Key Experimental Results¶
Main Results¶
CIFAR-10 (Average FPR95↓ / AUROC↑):
| Method | ResNet FPR95 | ResNet AUROC | WRN FPR95 | DenseNet FPR95 |
|---|---|---|---|---|
| Energy Loss | 11.14 | 97.53 | 13.11 | 11.26 |
| OpenMix | 22.24 | 96.26 | 21.92 | 22.86 |
| GReg | 7.90 | 97.95 | 7.95 | 7.93 |
ImageNet (10 ID classes, average FPR95↓ / AUROC↑):
| Method | FPR95↓ | AUROC↑ |
|---|---|---|
| LINe | 39.48 | 91.29 |
| DOS | 49.31 | 91.97 |
| Energy Loss | 45.23 | 88.63 |
| GReg | 47.26 | 90.13 |
| GReg+ | 35.08 | 92.06 |
GReg+ reduces the FPR95 of the best baseline method by over 4% on ImageNet.
Ablation Study¶
| Configuration | CIFAR-10 FPR95↓ | CIFAR-10 AUROC↑ | Description |
|---|---|---|---|
| OE | 21.76 | 95.80 | Baseline |
| OE + Grad | 18.79 | 96.32 | + Gradient Regularization |
| Energy | 11.26 | 97.43 | Baseline |
| Energy + Grad | 7.93 | 98.12 | + Gradient Regularization, 30% relative improvement |
| POEM | 29.15 | 94.18 | Baseline |
| POEM + Grad | 23.87 | 95.41 | + Gradient Regularization |
Key Findings¶
- Generality of Gradient Regularization: It can be applied in a plug-and-play manner to boost the performance of various methods such as OE, Energy, and POEM.
- Complementarity of Energy Loss and Gradient Loss: Energy loss is responsible for widening the ID/OOD score gap, while gradient loss is responsible for smoothing the local manifold.
- Sampling Significantly Boosts CIFAR-100 and ImageNet Performance: GReg+ makes a larger contribution than GReg in challenging scenarios.
- No Harm to ID Accuracy: Gradient regularization simultaneously improves OOD detection capability and ID classification accuracy.

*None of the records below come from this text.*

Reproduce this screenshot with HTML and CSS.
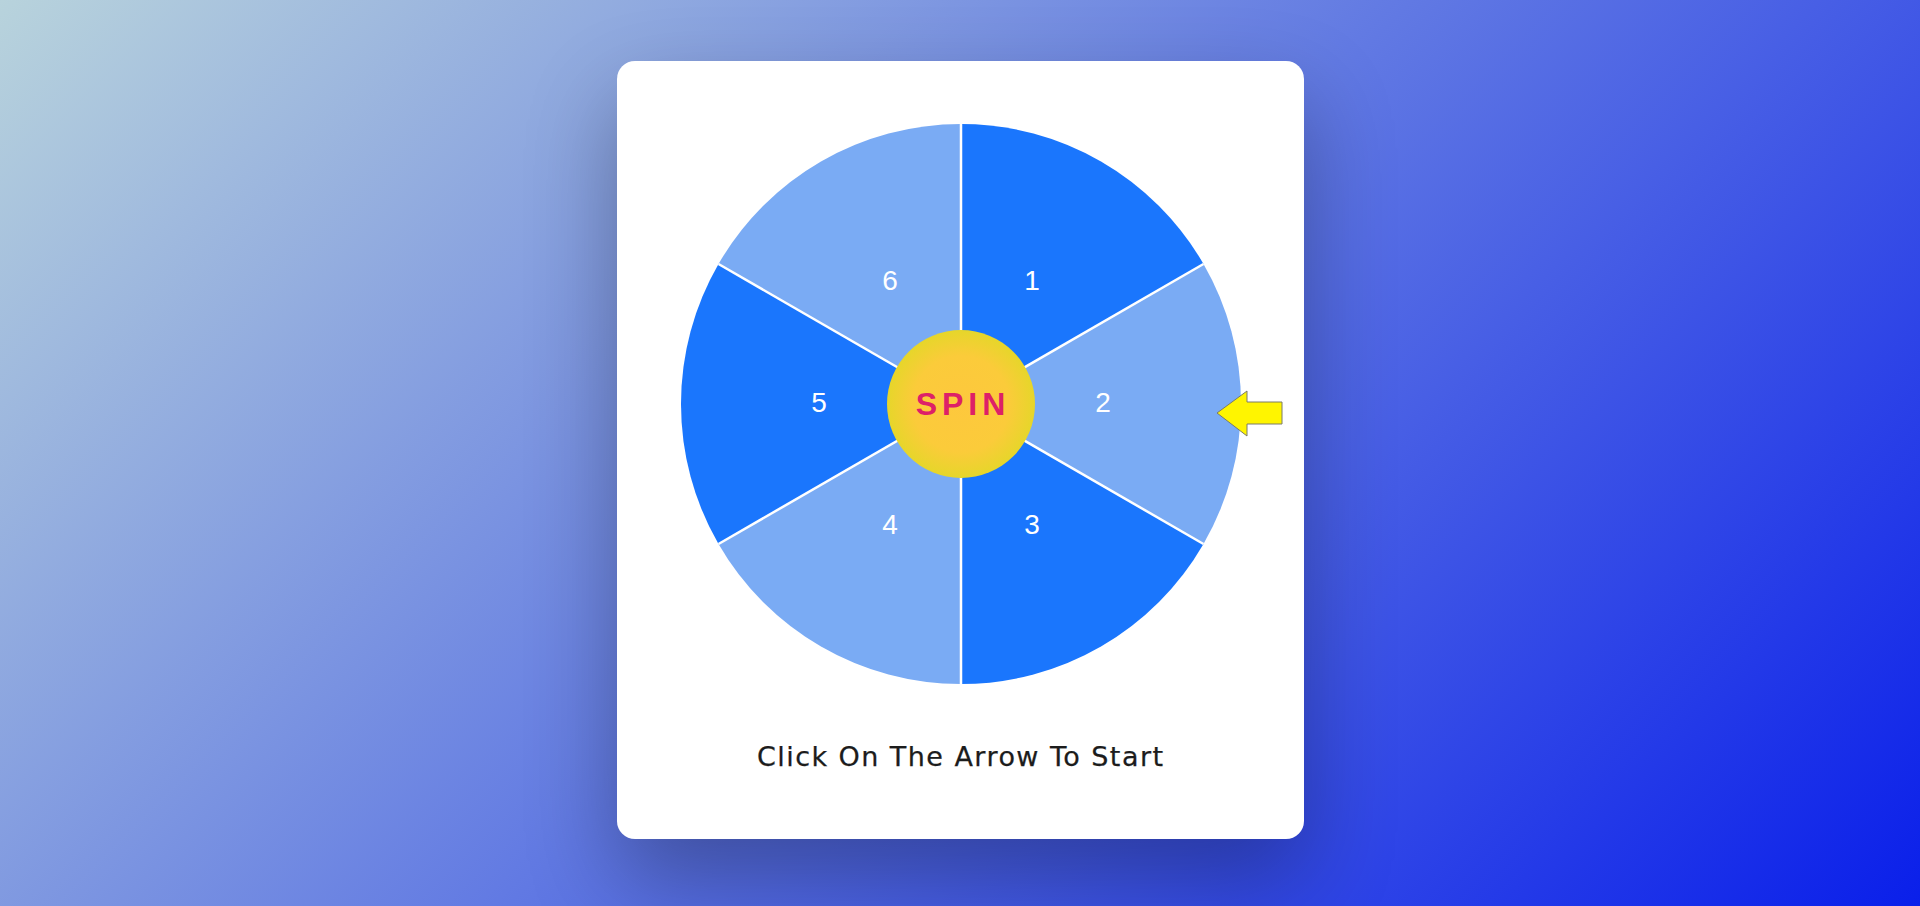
FILE: index.html
```html
<!DOCTYPE html>
<html lang="en">
<head>
<meta charset="utf-8">
<title>Spin Wheel</title>
<link rel="stylesheet" href="styles.css">
</head>
<body>
<main class="page">
  <section class="card">
    <div class="wheel">
      <svg class="wheel-svg" width="560" height="560" viewBox="0 0 560 560">
        <defs>
          <radialGradient id="spinGrad" cx="50%" cy="50%" r="50%">
            <stop offset="0%" stop-color="#fdc83d"/>
            <stop offset="65%" stop-color="#fbcb3a"/>
            <stop offset="100%" stop-color="#e6d62a"/>
          </radialGradient>
        </defs>
        <path class="seg-dark" d="M280 280 L280 0 A280 280 0 0 1 522.49 140 Z"/>
        <path class="seg-light" d="M280 280 L522.49 140 A280 280 0 0 1 522.49 420 Z"/>
        <path class="seg-dark" d="M280 280 L522.49 420 A280 280 0 0 1 280 560 Z"/>
        <path class="seg-light" d="M280 280 L280 560 A280 280 0 0 1 37.51 420 Z"/>
        <path class="seg-dark" d="M280 280 L37.51 420 A280 280 0 0 1 37.51 140 Z"/>
        <path class="seg-light" d="M280 280 L37.51 140 A280 280 0 0 1 280 0 Z"/>
        <line class="sep" x1="280" y1="0" x2="280" y2="560"/>
        <line class="sep" x1="522.49" y1="140" x2="37.51" y2="420"/>
        <line class="sep" x1="522.49" y1="420" x2="37.51" y2="140"/>
        <text class="num" x="351" y="166">1</text>
        <text class="num" x="422" y="288">2</text>
        <text class="num" x="351" y="410">3</text>
        <text class="num" x="209" y="410">4</text>
        <text class="num" x="138" y="288">5</text>
        <text class="num" x="209" y="166">6</text>
        <circle cx="280" cy="280" r="74" fill="url(#spinGrad)"/>
        <polygon class="arrow" points="536,289 566,267 566,278 601,278 601,300 566,300 566,312"/>
      </svg>
      <button class="spin">SPIN</button>
    </div>
    <p class="hint">Click On The Arrow To Start</p>
  </section>
</main>
</body>
</html>
```

FILE: styles.css
```css
* {
  box-sizing: border-box;
}

html, body {
  margin: 0;
  padding: 0;
}

body {
  width: 1920px;
  height: 906px;
  overflow: hidden;
  background: linear-gradient(135deg, #b8d3dc 0%, #0a1fea 100%);
  font-family: "DejaVu Sans", "Liberation Sans", sans-serif;
}

.page {
  height: 100%;
  display: flex;
  justify-content: center;
  align-items: flex-start;
  padding-top: 61px;
}

.card {
  width: 687px;
  height: 778px;
  background: #ffffff;
  border-radius: 18px;
  box-shadow: 0 40px 90px rgba(0, 0, 0, 0.3);
  display: flex;
  flex-direction: column;
  align-items: center;
  padding-top: 63px;
}

.wheel {
  position: relative;
  width: 560px;
  height: 560px;
  margin-left: 1px;
}

.wheel-svg {
  display: block;
  overflow: visible;
}

.seg-dark {
  fill: #1a76fd;
}

.seg-light {
  fill: #7aabf4;
}

.sep {
  stroke: #ffffff;
  stroke-width: 2.5;
}

.num {
  fill: #ffffff;
  font-family: "Liberation Sans", Arial, sans-serif;
  font-size: 28px;
  text-anchor: middle;
}

.arrow {
  fill: #fff500;
  stroke: #7a7a6a;
  stroke-width: 1;
}

.spin {
  position: absolute;
  left: 206px;
  top: 206px;
  width: 148px;
  height: 148px;
  border: none;
  border-radius: 50%;
  background: transparent;
  color: #dd2068;
  font-family: "Liberation Sans", Arial, sans-serif;
  font-weight: 700;
  font-size: 32px;
  letter-spacing: 5px;
  padding: 0 0 0 5px;
  cursor: pointer;
}

.hint {
  margin: 55px 0 0;
  font-family: "DejaVu Sans", sans-serif;
  font-weight: 400;
  font-size: 27px;
  line-height: 36px;
  letter-spacing: 1.45px;
  padding-left: 1.45px;
  color: #1c1c1c;
  -webkit-text-stroke: 0.25px #1c1c1c;
}
```
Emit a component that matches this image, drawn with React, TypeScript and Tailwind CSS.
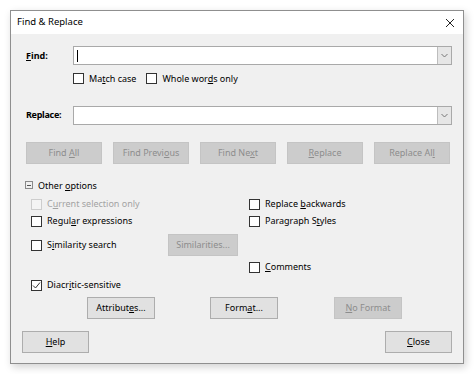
import React from 'react';

const font = { fontFamily: '"Noto Sans", "Open Sans", sans-serif' };

// underline one letter of a label (mnemonic)
const Mn = ({ text, at }: { text: string; at: number }) => (
  <span>
    {text.slice(0, at)}
    <span className="underline underline-offset-[1px]">{text[at]}</span>
    {text.slice(at + 1)}
  </span>
);

type CheckProps = { label: string; at: number; checked?: boolean; disabled?: boolean };

const Check = ({ label, at, checked, disabled }: CheckProps) => (
  <div className={`flex items-center gap-[5px] ${disabled ? 'text-[#a3a3a3]' : 'text-black'}`}>
    <span
      className={`flex items-center justify-center w-[11px] h-[11px] border ${
        disabled ? 'border-[#cdcdcd] bg-[#f4f4f4]' : 'border-[#333333] bg-white'
      }`}
    >
      {checked && (
        <svg width="9" height="9" viewBox="0 0 9 9">
          <path d="M1 4.5 L3.5 7 L8 1.5" fill="none" stroke="#333" strokeWidth="1" />
        </svg>
      )}
    </span>
    <Mn text={label} at={at} />
  </div>
);

type BtnProps = { label: string; at: number; w: string; disabled?: boolean };

const Btn = ({ label, at, w, disabled }: BtnProps) => (
  <div
    className={`${w} h-[22px] flex items-center justify-center border ${
      disabled ? 'bg-[#cccccc] border-[#c4c4c4] text-[#8d8d8d]' : 'bg-[#e1e1e1] border-[#adadad] text-black'
    }`}
  >
    {at >= 0 ? <Mn text={label} at={at} /> : <span>{label}</span>}
  </div>
);

const Combo = ({ caret }: { caret?: boolean }) => (
  <div className="flex w-[379px] h-[19px] border border-[#a9a9a9] bg-white">
    <div className="flex-1 flex items-center pl-[3px]">
      {caret && <span className="w-px h-[12px] bg-black" />}
    </div>
    <div className="w-[14px] h-full bg-[#e6e6e6] border-l border-[#bdbdbd] flex items-center justify-center">
      <svg width="7" height="5" viewBox="0 0 7 5">
        <path d="M0.5 1 L3.5 4 L6.5 1" fill="none" stroke="#777" strokeWidth="1" />
      </svg>
    </div>
  </div>
);

export default function App() {
  return (
    <div className="w-[474px] h-[374px] bg-white pl-[10px] pt-[10px]" style={font}>
      <div className="w-[454px] h-[354px] border border-[#8f8f8f] bg-[#f0f0f0] shadow-[2px_3px_8px_rgba(0,0,0,0.18)] flex flex-col text-[9px] text-black">
        {/* title bar */}
        <div className="h-[23px] bg-white flex items-center justify-between pl-[6px] pr-[8px] text-[9.5px]">
          <span>Find &amp; Replace</span>
          <svg width="10" height="10" viewBox="0 0 10 10">
            <path d="M1 1 L9 9 M9 1 L1 9" stroke="#222" strokeWidth="1" />
          </svg>
        </div>

        <div className="flex flex-col pl-[15px]">
          {/* find */}
          <div className="flex items-center mt-[12px]">
            <span className="w-[47px] font-bold">
              <Mn text="Find:" at={0} />
            </span>
            <Combo caret />
          </div>
          <div className="flex items-center gap-[10px] ml-[47px] mt-[7px]">
            <Check label="Match case" at={2} />
            <Check label="Whole words only" at={9} />
          </div>

          {/* replace */}
          <div className="flex items-center mt-[20px]">
            <span className="w-[47px] font-bold tracking-[-0.3px]">Replace:</span>
            <Combo />
          </div>

          {/* search buttons */}
          <div className="flex gap-[11px] mt-[17px]">
            <Btn label="Find All" at={5} w="w-[76px]" disabled />
            <Btn label="Find Previous" at={10} w="w-[76px]" disabled />
            <Btn label="Find Next" at={7} w="w-[76px]" disabled />
            <Btn label="Replace" at={0} w="w-[76px]" disabled />
            <Btn label="Replace All" at={10} w="w-[76px]" disabled />
          </div>

          {/* other options */}
          <div className="flex items-center gap-[5px] mt-[15px] -ml-[1px]">
            <span className="w-[8px] h-[8px] border border-[#8a8a8a] flex items-center justify-center">
              <span className="w-[4px] h-px bg-[#555]" />
            </span>
            <Mn text="Other options" at={6} />
          </div>

          <div className="flex mt-[4px] pl-[5px]">
            <div className="flex flex-col w-[218px]">
              <div className="h-[16px] flex items-center">
                <Check label="Current selection only" at={1} disabled />
              </div>
              <div className="h-[18px] flex items-center">
                <Check label="Regular expressions" at={5} />
              </div>
              <div className="h-[30px] flex items-center">
                <div className="w-[137px]">
                  <Check label="Similarity search" at={1} />
                </div>
                <div className="w-[70px] h-[22px] flex items-center justify-center bg-[#cccccc] border border-[#c4c4c4] text-[#8d8d8d]">
                  <span>Similarities...</span>
                </div>
              </div>
              <div className="h-[17px]" />
              <div className="h-[16px] flex items-center">
                <Check label="Diacritic-sensitive" at={5} checked />
              </div>
            </div>
            <div className="flex flex-col">
              <div className="h-[16px] flex items-center">
                <Check label="Replace backwards" at={8} />
              </div>
              <div className="h-[18px] flex items-center">
                <Check label="Paragraph Styles" at={11} />
              </div>
              <div className="h-[29px]" />
              <div className="h-[16px] flex items-center">
                <Check label="Comments" at={0} />
              </div>
            </div>
          </div>

          {/* attribute buttons */}
          <div className="flex mt-[4px] pl-[61px]">
            <Btn label="Attributes..." at={8} w="w-[68px]" />
            <div className="ml-[55px]">
              <Btn label="Format..." at={4} w="w-[68px]" />
            </div>
            <div className="ml-[56px]">
              <Btn label="No Format" at={0} w="w-[68px]" disabled />
            </div>
          </div>
        </div>

        {/* bottom buttons */}
        <div className="flex justify-between mt-[12px] pl-[11px] pr-[11px]">
          <Btn label="Help" at={0} w="w-[67px]" />
          <Btn label="Close" at={0} w="w-[67px]" />
        </div>
      </div>
    </div>
  );
}
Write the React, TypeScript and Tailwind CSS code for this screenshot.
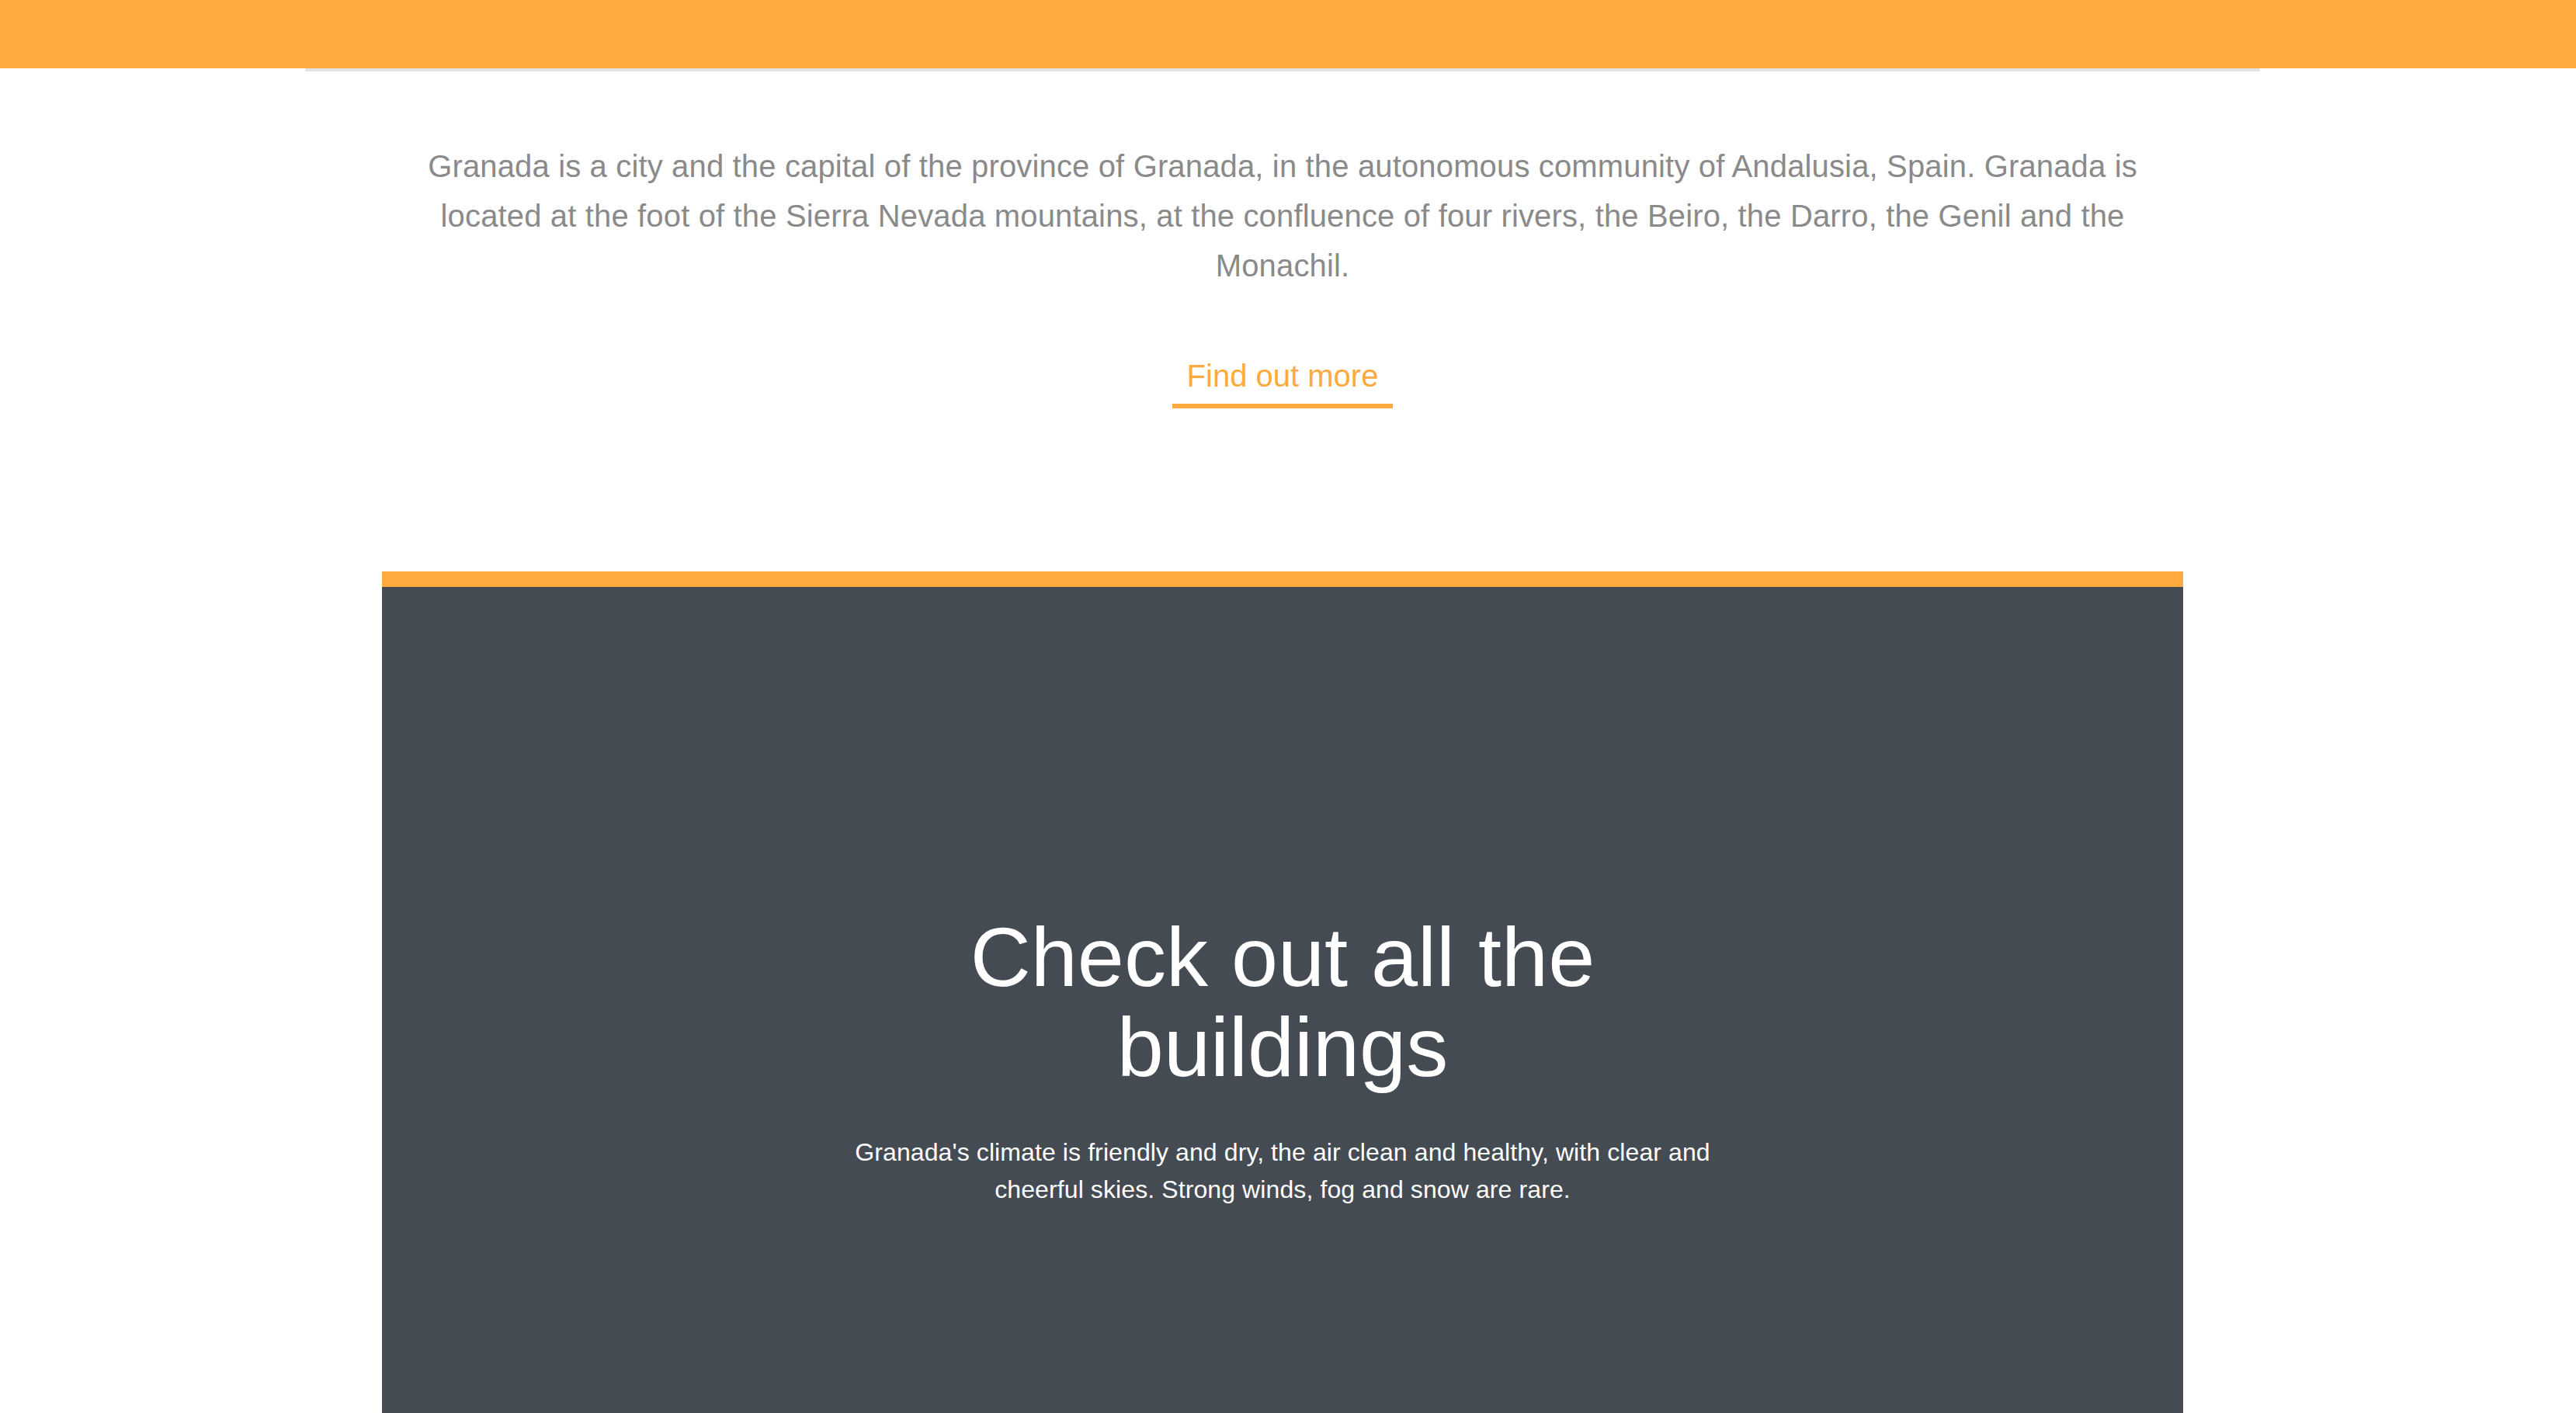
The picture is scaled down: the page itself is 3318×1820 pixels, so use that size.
import React from 'react';

const font = { fontFamily: '"Liberation Sans", Arial, Helvetica, sans-serif' };

function TopBar() {
  return (
    <header className="w-full">
      <div className="h-[88px] w-full bg-[#ffaa3e]" />
      <div className="pr-[14px]">
        <div className="mx-auto h-[4px] w-[2518px] bg-[#e1e3e5]" />
      </div>
    </header>
  );
}

function Intro() {
  return (
    <section className="flex flex-col items-center pt-[90px]">
      <p className="mx-auto max-w-[2290px] text-center text-[40px] leading-[64px] tracking-[0.15px] text-[#8a8a8a]">
        Granada is a city and the capital of the province of Granada, in the autonomous community of
        Andalusia, Spain. Granada is located at the foot of the Sierra Nevada mountains, at the
        confluence of four rivers, the Beiro, the Darro, the Genil and the Monachil.
      </p>
      <a
        href="#"
        className="mt-[87px] inline-block border-b-[6px] border-[#ffaa3e] px-[19px] pb-[13px] text-[40px] leading-[46px] text-[#ffaa3e]"
      >
        Find out more
      </a>
    </section>
  );
}

function Buildings() {
  return (
    <section className="mx-auto mt-[210px] w-[2320px] border-t-[20px] border-[#ffaa3e] bg-[#454b53] pb-[400px] pt-[419px]">
      <div className="mx-auto flex max-w-[1150px] flex-col items-center text-center text-white">
        <h2 className="text-[108px] font-normal leading-[116px]">Check out all the buildings</h2>
        <p className="mt-[53px] text-[32px] leading-[48px] tracking-[0.1px]">
          Granada's climate is friendly and dry, the air clean and healthy, with clear and cheerful
          skies. Strong winds, fog and snow are rare.
        </p>
      </div>
    </section>
  );
}

export default function App() {
  return (
    <div className="min-h-screen w-full overflow-hidden bg-white" style={font}>
      <TopBar />
      <main className="pr-[14px]">
        <Intro />
        <Buildings />
      </main>
    </div>
  );
}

- Regularization Suppresses Gradient Norm Growth During Training (Figure 3): Without GReg, the gradient norm rises rapidly; with GReg, the growth is gentle.
Highlights & Insights¶
- From Score Values to Scoring Manifold: Expanding the focus from the output value of the scoring function to its local geometric structure (gradient norm) is a meaningful conceptual innovation.
- Unified Theory and Practice: Lipschitz analysis provides certified robustness theoretical support for gradient regularization, which holds exactly for ReLU networks.
- Exquisitely Designed Clustering Sampling: The two-ended sampling strategy targeting the lowest energy (to be improved) and highest energy (to be stabilized) precisely aligns with the two loss terms.
- Simple and General Method: As a regularization term, GReg can be seamlessly integrated into any scoring-function-based OOD training method.
Limitations & Future Work¶
- Gradient calculation introduces extra backpropagation overhead (requiring gradients with respect to the input), which can be slow in large-scale training.
- The ImageNet experiments only utilize 10 classes as ID, failing to validate on the full 1K class scenario.
- The theoretical analysis is based on the local Lipschitz assumption, which is not fully applicable to networks with non-piecewise linear activation functions.
- Clustering sampling requires pre-extracting features of all auxiliary data, which may present scalability issues for extremely large auxiliary sets (such as ImageNet-21K).
- Integration with more recent, stronger post-hoc methods (such as ASH, SHE, etc.) has not been discussed.
Related Work & Insights¶
- Energy Score (Liu et al., NeurIPS 2020): GReg is directly built upon energy scores.
- DOS (ICLR 2024): A SOTA method using K-Means diversity sampling; GReg+'s sampling strategy offers improvements over it.
- Certified Robustness: Gradient regularization establishes connections with Lipschitz analysis from certified robustness literature.
- Core Insight: Smoothness as a design philosophy can be generalized to other detection tasks (e.g., anomaly detection, novelty detection).
Rating¶
- Novelty: ⭐⭐⭐⭐ — Regularizing the gradient norm of the scoring function is an innovative perspective, and the theoretical analysis adds depth.
- Experimental Thoroughness: ⭐⭐⭐⭐ — Comprehensive experiments across multiple architectures, datasets, and ablations, further demonstrating generality across different methods.
- Writing Quality: ⭐⭐⭐⭐ — Intuitive motivation (the 2D demonstration in Figure 1), with clear theoretical derivations.
- Value: ⭐⭐⭐⭐ — Gradient regularization serves as a plug-and-play improvement with high practical value, though the ImageNet experimental scale is relatively small.